Changes in the repo rate influence the interest rates offered by commercial banks. When the repo rate rises, banks generally raise their lending rates (interest rates on loans like car loans or home loans), which discourages borrowing and investment. Conversely, a decrease in repo rate leads to lower lending rates, making borrowing more affordable.

Why is Repo Rate important?

The repo rate is important for several reasons:

Controls Inflation:

The repo rate is used to maintain financial stability in the economy by keeping inflation in control. By adjusting the repo rate, central banks can influence the amount of money circulating in the economy. An increased repo rate makes borrowing more expensive, which can reduce spending and investment, thereby helping to control inflation. Conversely, reducing the repo rate makes borrowing cheaper, which can increase spending and investment.

Manages Economic Growth:

The central bank responds to economic fluctuations by adjusting the repo rate. During periods of economic slowdown, a lower repo rate can help in the growth by encouraging borrowing and investment. Similarly, when the economy is booming, a higher repo rate can prevent the economy from overheating and keep inflation in check.

Impacts Interest Rates:

The repo rate is a benchmark for other interest rates in the economy. Commercial banks generally adjust their lending and deposit rates when the repo rate changes. This affects the cost of borrowing for things like homes, cars, and businesses and the returns on savings accounts and fixed deposits.

How Does RBI Calculate Repo Rate?

The RBI doesn’t calculate the repo rate directly using a formula. Instead, the RBI’s Monetary Policy Committee (MPC) decides on it based on India’s current economic situation.

When deciding the repo rate, the MPC considers factors like inflation, growth rate, and credit availability. By adjusting the Repo Rate, the RBI aims to achieve its monetary policy goals, which involve balancing inflation and maintaining economic growth.

What is the Current Repo Rate In India?

The current repo rate in India has been fixed at 6.50%. This means it’s the interest rate at which the Reserve Bank of India (RBI) lends short-term funds to commercial banks.

How Does Repo Rate Impact Personal Loan EMI?

Changes in the repo rate, set by the RBI, can impact the interest rates on your loan. This effect is more direct for loans with floating interest rates, which change based on market conditions.

When the repo rate goes up, borrowing becomes more expensive for banks and NBFCs. They raise interest rates on loans, including personal loans, to maintain profits. This leads to higher interest payments for borrowers. Conversely, a lower repo rate allows banks to borrow at a cheaper rate. They may then pass on this benefit by lowering personal loan interest rates. This results in a reduction in your EMI.

However, changes in the repo rate don’t immediately affect your EMI. Banks and NBFCs might take some time to adjust their interest rates. It is important to stay updated on the changes in repo rates and how they might affect your personal loan EMI.

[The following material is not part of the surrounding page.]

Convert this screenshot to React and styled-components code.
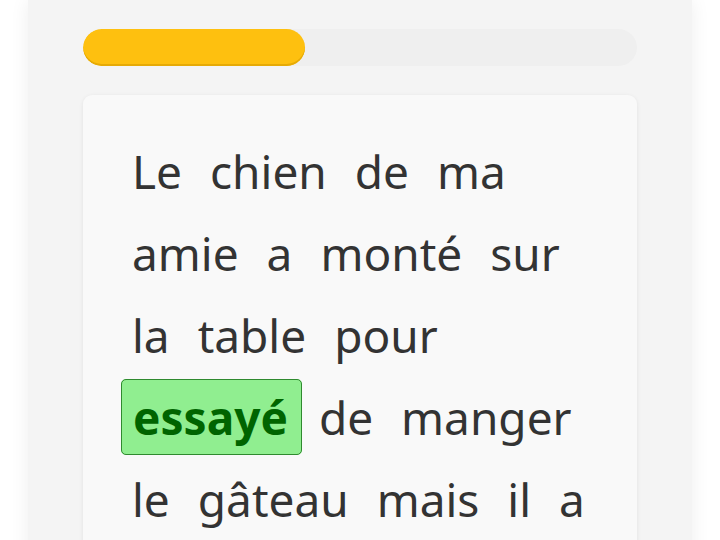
import React from 'react';
import styled, { createGlobalStyle } from 'styled-components';

const GlobalStyle = createGlobalStyle`
  html, body {
    margin: 0;
    padding: 0;
    background: #ffffff;
    font-family: "Noto Sans", "Open Sans", sans-serif;
  }
`;

const Column = styled.div`
  width: 664px;
  min-height: 100vh;
  margin: 0 auto;
  box-sizing: border-box;
  padding: 29px 55px 40px;
  background: #f4f4f4;
  box-shadow: 0 0 18px rgba(0, 0, 0, 0.07);
  display: flex;
  flex-direction: column;
  gap: 29px;
`;

const Track = styled.div`
  height: 37px;
  border-radius: 19px;
  background: #efefef;
  overflow: hidden;
`;

const Fill = styled.div`
  height: 100%;
  border-radius: 19px;
  background: #fec00f;
  box-shadow: inset 0 -2px 0 #e6aa05;
`;

const Card = styled.div`
  background: #f9f9f9;
  border-radius: 9px;
  box-shadow: 0 1px 4px rgba(0, 0, 0, 0.08);
  padding: 35px 38px;
  font-size: 46px;
  line-height: 82px;
  word-spacing: -6px;
  color: #333333;
`;

const Word = styled.span`
  padding: 6px 10px;
  border: 1px solid transparent;
  border-radius: 5px;
  word-spacing: normal;
  ${({ $active }) =>
    $active &&
    `
    padding: 6px 13px 6px 11px;
    background: #90ee90;
    border-color: #2f8a2f;
    color: #006400;
    font-weight: 700;
  `}
`;

const words = [
  'Le', 'chien', 'de', 'ma', 'amie', 'a', 'monté', 'sur', 'la', 'table',
  'pour', 'essayé', 'de', 'manger', 'le', 'gâteau', 'mais', 'il', 'a',
  'mangé', 'la', 'crème', 'et', 'il', 'est', 'tombé',
];

export default function App() {
  const progress = 40;
  return (
    <>
      <GlobalStyle />
      <Column>
        <Track>
          <Fill style={{ width: `${progress}%` }} />
        </Track>
        <Card>
          {words.map((w, i) => (
            <React.Fragment key={i}>
              <Word $active={i === 11}>{w}</Word>{' '}
            </React.Fragment>
          ))}
        </Card>
      </Column>
    </>
  );
}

Regardless of repo rate fluctuations, maintaining a good credit score and payment history can help you secure personal loans at more favorable interest rates.


The repo rate is important for the central bank to manage the country’s economic health. By adjusting the repo rate, the RBI can influence factors like inflation, borrowing costs, and overall economic activity. Understanding how the repo rate works is essential to making informed financial decisions. You must stay updated on changes in the repo rate to help anticipate fluctuations in personal loan interest rates.

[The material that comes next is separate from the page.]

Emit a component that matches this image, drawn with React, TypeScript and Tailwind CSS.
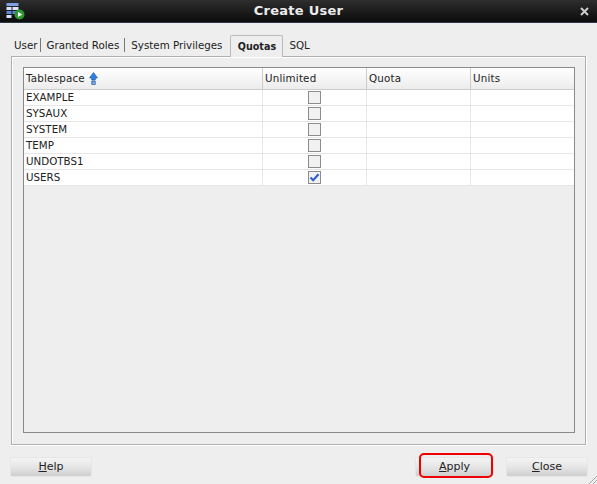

Frequently Asked Questions

Who sets the Repo Rate?

A country’s central bank, such as the Reserve Bank of India (RBI), sets the repo rate.

What is the difference between Repo Rate and Reverse Repo Rate?

The repo rate is the rate at which central banks lend money to commercial banks, while the reverse repo rate is the rate at which commercial banks can park their excess funds with the central bank.

How often is the Repo Rate reviewed?

The central bank reviews the repo rate periodically, often during monetary policy meetings at least four times a year.

How does a change in Repo Rate affect the common man?

Changes in the repo rate can affect loan interest rates, which in turn impact EMIs for home loans, car loans, and other borrowings. A higher repo rate can lead to higher EMIs, while a lower repo rate can reduce EMIs.

What are the factors that influence changes in the Repo Rate?

The central bank considers various factors when changing the repo rate, including current inflation rates, economic growth data, global economic conditions, and financial market stability.